20-го ноября, пятница. На другой день опять было заседание Совета с двенадцати до двух часов по этому же делу. Явилась та же депутация студентов, которая от имени всех студентов сказала следующее: а) студенты довольны порядками в Академии; б) телеграмма в Синод есть дело всех студентов, а не некоторых отщепенцев; в) студенты все недовольны действиями одного из начальствующих лиц, именно инспектора; г) не обратились они с жалобою к митрополиту, потому что митрополит не удовлетворил в прошлом учебном году ходатайства депутации о неувольнении из Академии студента Покровского; д) не обратились к отцу ректору, потому что он мог не принять депутации; ж) не обратились к профессорам, потому что они тоже отказались от ходатайства за того же Покровского. Вот сущность ответов их на вчерашнее предложение Совета. Теперь на вопросы некоторых членов Совета они отказались отвечать, говоря, что не уполномочены на это товарищами. Тут несколько трогательно-увещательных слов сказал глубокочтимый профессор Д.Ф. Голубинский, убеждая их прекратить эту гнусную агитацию и пощадить честь Академии, в которой он в течение своей 48-летней службы ничего подобного не видал.

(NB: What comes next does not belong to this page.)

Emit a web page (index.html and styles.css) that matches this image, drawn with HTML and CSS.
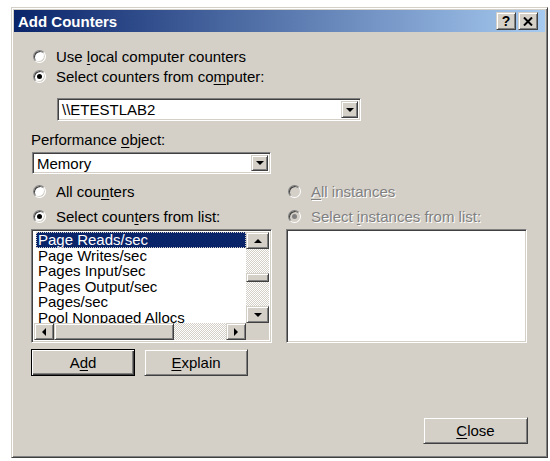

По уходе студентов начались рассуждения по поводу заявлений студентов. Дело, как видно, серьезное: считаться нужно со стадностью и с людскою неразумною злобою, как видно, намеревающеюся не останавливаться ни перед чем. Все члены Совета были глубоко возмущены подобными проступками студентов. Ни к какому определенному решению покамест не пришли. Да и в самом деле, что делать? Всякий, кто бывал в подобном положении, поймет меня. Тут имеем дело с бочкою пороха… Профессора просили меня покамест съездить к митрополиту и попросить его, чтобы на просьбу студентов, выраженную в анонимной телеграмме, о присылке ревизора не было обращено никакого внимания, а затем чтобы потом из Синода было прислано порицание студентам за аноним и незаконное обращение с незаконною просьбою. Между тем я просил гг. профессоров, чтобы они разъясняли студентам всю несообразность их поступка и чтобы прекратили агитацию, и тогда дело окончится должным образом, даже без особенных взысканий.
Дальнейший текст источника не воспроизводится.